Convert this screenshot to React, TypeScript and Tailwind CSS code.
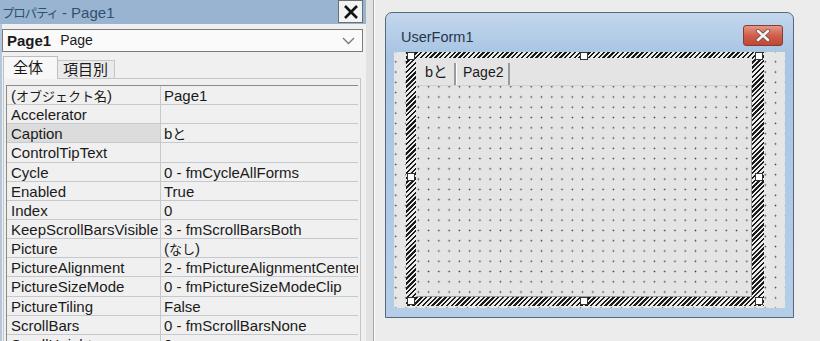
import React from "react";

const rows: { name: React.ReactNode; value: React.ReactNode; hl?: boolean }[] = [
  { name: <>(<span className="text-[13px]">オブジェクト名</span>)</>, value: "Page1" },
  { name: "Accelerator", value: "" },
  { name: "Caption", value: <>b<span className="text-[14px]">と</span></>, hl: true },
  { name: "ControlTipText", value: "" },
  { name: "Cycle", value: "0 - fmCycleAllForms" },
  { name: "Enabled", value: "True" },
  { name: "Index", value: "0" },
  { name: "KeepScrollBarsVisible", value: "3 - fmScrollBarsBoth" },
  { name: "Picture", value: <>(<span className="text-[13px]">なし</span>)</> },
  { name: "PictureAlignment", value: "2 - fmPictureAlignmentCenter" },
  { name: "PictureSizeMode", value: "0 - fmPictureSizeModeClip" },
  { name: "PictureTiling", value: "False" },
  { name: "ScrollBars", value: "0 - fmScrollBarsNone" },
  { name: "ScrollHeight", value: "0" },
];

function Handle({ className }: { className: string }) {
  return <div className={`absolute w-[8px] h-[8px] bg-white border border-[#333] ${className}`} />;
}

export default function App() {
  return (
    <div className="w-[820px] h-[341px] flex overflow-hidden bg-[#ececec] font-['Liberation_Sans','Noto_Sans_CJK_JP',sans-serif] text-[15px] leading-[19px] text-[#1a1a1a]">
      {/* Properties panel */}
      <div className="w-[366px] h-full shrink-0 flex flex-col bg-[#f0f0f0]">
        <div className="h-[24px] shrink-0 flex items-start bg-[#99b4d1]">
          <div className="pl-[2px] pt-[3px] text-[#30506f] whitespace-nowrap">
            <span className="text-[12.5px] tracking-[-1.2px]">プロパティ</span>
            <span> - Page1</span>
          </div>
          <div className="ml-auto mr-[3px] w-[25px] h-[23px] flex items-center justify-center bg-[#f3f3f3] border border-[#6e6e6e]">
            <svg width="16" height="16" viewBox="0 0 16 16">
              <path d="M2 2L14 14M14 2L2 14" stroke="#111" strokeWidth="2.6" />
            </svg>
          </div>
        </div>
        <div className="flex-1 flex flex-col border-l-2 border-[#b3c7dc]">
          <div className="mt-[5px] mr-[3px] h-[23px] shrink-0 flex items-center pl-[4px] border border-[#7c7c7c] bg-[#fafafa]">
            <span className="font-bold">Page1</span>
            <span className="ml-[9px] text-[14px]">Page</span>
            <svg className="ml-auto mr-[7px]" width="13" height="8" viewBox="0 0 13 8">
              <path d="M1 1L6.5 6.5L12 1" stroke="#777" strokeWidth="1.3" fill="none" />
            </svg>
          </div>
          <div className="mt-[4px] h-[23px] shrink-0 flex items-end ml-[1px]">
            <div className="relative z-10 w-[55px] h-[23px] pl-[9px] pt-[1px] border border-b-0 border-[#bdbdbd] bg-[#f7f7f7] text-[15px]">
              全体
            </div>
            <div className="w-[57px] h-[19px] pl-[5px] border border-b-0 border-l-0 border-[#c6c6c6] bg-[#eaeaea] leading-[18px]">
              項目別
            </div>
          </div>
          <div className="flex-1 -mt-px ml-[1px] mr-[5px] border border-[#c6c6c6] pt-[6px] pl-[2px] pr-[2px] overflow-hidden">
            <div className="border-t border-l border-[#8a8a8a] bg-[#f0f0f0]">
              {rows.map((r, i) => (
                <div key={i} className="flex h-[19.15px] border-b border-[#c4c9cf] whitespace-nowrap overflow-hidden">
                  <div className={`w-[154px] shrink-0 pl-[4px] border-r border-[#c4c9cf] ${r.hl ? "bg-[#dcdcdc]" : ""}`}>
                    {r.name}
                  </div>
                  <div className="flex-1 pl-[3px] overflow-hidden">{r.value}</div>
                </div>
              ))}
            </div>
          </div>
        </div>
      </div>

      {/* separator */}
      <div className="w-[8px] h-full shrink-0 bg-[#e2e2e2] border-r border-[#a3a3a3]" />
      <div className="w-[1px] h-full shrink-0 bg-white" />

      {/* Designer area */}
      <div className="flex-1 h-full pl-[10px] pt-[12px] bg-[#ececec]">
        <div className="w-[409px] h-[306px] flex flex-col rounded-t-[7px] border border-[#56687c] bg-[linear-gradient(to_bottom,#c3d7ed,#a9c5e3_40px,#b5cee8)]">
          <div className="h-[39px] shrink-0 flex items-start justify-between pl-[15px] pr-[10px] pt-[12px]">
            <span className="mt-[3px] text-[14.5px] text-[#26364a]">UserForm1</span>
            <div className="w-[40px] h-[21px] flex items-center justify-center rounded-[3px] border border-[#8a3b2f] bg-[linear-gradient(to_bottom,#e39888,#cf5f4c_50%,#bf4833)]">
              <svg width="16" height="13" viewBox="0 0 16 13">
                <path d="M3 2L13 11M13 2L3 11" stroke="#7a4a42" strokeWidth="4.2" strokeLinecap="round" />
                <path d="M3 2L13 11M13 2L3 11" stroke="#f4f4f4" strokeWidth="2.6" strokeLinecap="round" />
              </svg>
            </div>
          </div>
          <div className="mx-[8px] h-[256px] shrink-0 pl-[12px] bg-[#e6e6e6] bg-[radial-gradient(circle,#3a3a3a_0.6px,transparent_1.1px)] bg-size-[10.27px_10.27px] bg-position-[-3.4px_-5.6px]">
            <div className="relative w-[358px] h-[254px] pt-[6px] pl-[10px] pr-[12px] pb-[9px] bg-[repeating-linear-gradient(135deg,#1c1c1c_0px,#1c1c1c_1.7px,#ececec_1.7px,#ececec_3.4px)]">
              <div className="w-full h-full flex flex-col bg-[#e4e4e4]">
                <div className="h-[27px] shrink-0 flex items-end pl-[3px]">
                  <div className="w-[37px] h-[22px] pl-[6px] text-[14.5px] border-r-2 border-[#9a9a9a]">
                    b<span>と</span>
                  </div>
                  <div className="w-[54px] h-[22px] pl-[6px] text-[14px] border-l border-white border-r-2 border-r-[#9a9a9a]">
                    Page2
                  </div>
                </div>
                <div className="flex-1 border-t border-[#d2d2d2] border-r border-r-[#9c9c9c] border-b border-b-[#9c9c9c] bg-[radial-gradient(circle,#3a3a3a_0.6px,transparent_1.1px)] bg-size-[10.27px_10.27px] bg-position-[-2.8px_-4.4px]" />
              </div>
              <Handle className="left-[1px] top-0" />
              <Handle className="left-[174px] top-0" />
              <Handle className="left-[349px] top-0" />
              <Handle className="left-[1px] top-[121px]" />
              <Handle className="left-[349px] top-[121px]" />
              <Handle className="left-[1px] top-[245px]" />
              <Handle className="left-[174px] top-[245px]" />
              <Handle className="left-[349px] top-[245px]" />
            </div>
          </div>
          <div className="flex-1" />
        </div>
      </div>
    </div>
  );
}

● ● ● ● ●

Exercise objective: Retype each line of the listing above word for word. Exclude the pictures.

Problem solution:
Convert this screenshot to React, TypeScript and Tailwind CSS code.
import React from "react";

const rows: { name: React.ReactNode; value: React.ReactNode; hl?: boolean }[] = [
  { name: <>(<span className="text-[13px]">オブジェクト名</span>)</>, value: "Page1" },
  { name: "Accelerator", value: "" },
  { name: "Caption", value: <>b<span className="text-[14px]">と</span></>, hl: true },
  { name: "ControlTipText", value: "" },
  { name: "Cycle", value: "0 - fmCycleAllForms" },
  { name: "Enabled", value: "True" },
  { name: "Index", value: "0" },
  { name: "KeepScrollBarsVisible", value: "3 - fmScrollBarsBoth" },
  { name: "Picture", value: <>(<span className="text-[13px]">なし</span>)</> },
  { name: "PictureAlignment", value: "2 - fmPictureAlignmentCenter" },
  { name: "PictureSizeMode", value: "0 - fmPictureSizeModeClip" },
  { name: "PictureTiling", value: "False" },
  { name: "ScrollBars", value: "0 - fmScrollBarsNone" },
  { name: "ScrollHeight", value: "0" },
];

function Handle({ className }: { className: string }) {
  return <div className={`absolute w-[8px] h-[8px] bg-white border border-[#333] ${className}`} />;
}

export default function App() {
  return (
    <div className="w-[820px] h-[341px] flex overflow-hidden bg-[#ececec] font-['Liberation_Sans','Noto_Sans_CJK_JP',sans-serif] text-[15px] leading-[19px] text-[#1a1a1a]">
      {/* Properties panel */}
      <div className="w-[366px] h-full shrink-0 flex flex-col bg-[#f0f0f0]">
        <div className="h-[24px] shrink-0 flex items-start bg-[#99b4d1]">
          <div className="pl-[2px] pt-[3px] text-[#30506f] whitespace-nowrap">
            <span className="text-[12.5px] tracking-[-1.2px]">プロパティ</span>
            <span> - Page1</span>
          </div>
          <div className="ml-auto mr-[3px] w-[25px] h-[23px] flex items-center justify-center bg-[#f3f3f3] border border-[#6e6e6e]">
            <svg width="16" height="16" viewBox="0 0 16 16">
              <path d="M2 2L14 14M14 2L2 14" stroke="#111" strokeWidth="2.6" />
            </svg>
          </div>
        </div>
        <div className="flex-1 flex flex-col border-l-2 border-[#b3c7dc]">
          <div className="mt-[5px] mr-[3px] h-[23px] shrink-0 flex items-center pl-[4px] border border-[#7c7c7c] bg-[#fafafa]">
            <span className="font-bold">Page1</span>
            <span className="ml-[9px] text-[14px]">Page</span>
            <svg className="ml-auto mr-[7px]" width="13" height="8" viewBox="0 0 13 8">
              <path d="M1 1L6.5 6.5L12 1" stroke="#777" strokeWidth="1.3" fill="none" />
            </svg>
          </div>
          <div className="mt-[4px] h-[23px] shrink-0 flex items-end ml-[1px]">
            <div className="relative z-10 w-[55px] h-[23px] pl-[9px] pt-[1px] border border-b-0 border-[#bdbdbd] bg-[#f7f7f7] text-[15px]">
              全体
            </div>
            <div className="w-[57px] h-[19px] pl-[5px] border border-b-0 border-l-0 border-[#c6c6c6] bg-[#eaeaea] leading-[18px]">
              項目別
            </div>
          </div>
          <div className="flex-1 -mt-px ml-[1px] mr-[5px] border border-[#c6c6c6] pt-[6px] pl-[2px] pr-[2px] overflow-hidden">
            <div className="border-t border-l border-[#8a8a8a] bg-[#f0f0f0]">
              {rows.map((r, i) => (
                <div key={i} className="flex h-[19.15px] border-b border-[#c4c9cf] whitespace-nowrap overflow-hidden">
                  <div className={`w-[154px] shrink-0 pl-[4px] border-r border-[#c4c9cf] ${r.hl ? "bg-[#dcdcdc]" : ""}`}>
                    {r.name}
                  </div>
                  <div className="flex-1 pl-[3px] overflow-hidden">{r.value}</div>
                </div>
              ))}
            </div>
          </div>
        </div>
      </div>

      {/* separator */}
      <div className="w-[8px] h-full shrink-0 bg-[#e2e2e2] border-r border-[#a3a3a3]" />
      <div className="w-[1px] h-full shrink-0 bg-white" />

      {/* Designer area */}
      <div className="flex-1 h-full pl-[10px] pt-[12px] bg-[#ececec]">
        <div className="w-[409px] h-[306px] flex flex-col rounded-t-[7px] border border-[#56687c] bg-[linear-gradient(to_bottom,#c3d7ed,#a9c5e3_40px,#b5cee8)]">
          <div className="h-[39px] shrink-0 flex items-start justify-between pl-[15px] pr-[10px] pt-[12px]">
            <span className="mt-[3px] text-[14.5px] text-[#26364a]">UserForm1</span>
            <div className="w-[40px] h-[21px] flex items-center justify-center rounded-[3px] border border-[#8a3b2f] bg-[linear-gradient(to_bottom,#e39888,#cf5f4c_50%,#bf4833)]">
              <svg width="16" height="13" viewBox="0 0 16 13">
                <path d="M3 2L13 11M13 2L3 11" stroke="#7a4a42" strokeWidth="4.2" strokeLinecap="round" />
                <path d="M3 2L13 11M13 2L3 11" stroke="#f4f4f4" strokeWidth="2.6" strokeLinecap="round" />
              </svg>
            </div>
          </div>
          <div className="mx-[8px] h-[256px] shrink-0 pl-[12px] bg-[#e6e6e6] bg-[radial-gradient(circle,#3a3a3a_0.6px,transparent_1.1px)] bg-size-[10.27px_10.27px] bg-position-[-3.4px_-5.6px]">
            <div className="relative w-[358px] h-[254px] pt-[6px] pl-[10px] pr-[12px] pb-[9px] bg-[repeating-linear-gradient(135deg,#1c1c1c_0px,#1c1c1c_1.7px,#ececec_1.7px,#ececec_3.4px)]">
              <div className="w-full h-full flex flex-col bg-[#e4e4e4]">
                <div className="h-[27px] shrink-0 flex items-end pl-[3px]">
                  <div className="w-[37px] h-[22px] pl-[6px] text-[14.5px] border-r-2 border-[#9a9a9a]">
                    b<span>と</span>
                  </div>
                  <div className="w-[54px] h-[22px] pl-[6px] text-[14px] border-l border-white border-r-2 border-r-[#9a9a9a]">
                    Page2
                  </div>
                </div>
                <div className="flex-1 border-t border-[#d2d2d2] border-r border-r-[#9c9c9c] border-b border-b-[#9c9c9c] bg-[radial-gradient(circle,#3a3a3a_0.6px,transparent_1.1px)] bg-size-[10.27px_10.27px] bg-position-[-2.8px_-4.4px]" />
              </div>
              <Handle className="left-[1px] top-0" />
              <Handle className="left-[174px] top-0" />
              <Handle className="left-[349px] top-0" />
              <Handle className="left-[1px] top-[121px]" />
              <Handle className="left-[349px] top-[121px]" />
              <Handle className="left-[1px] top-[245px]" />
              <Handle className="left-[174px] top-[245px]" />
              <Handle className="left-[349px] top-[245px]" />
            </div>
          </div>
          <div className="flex-1" />
        </div>
      </div>
    </div>
  );
}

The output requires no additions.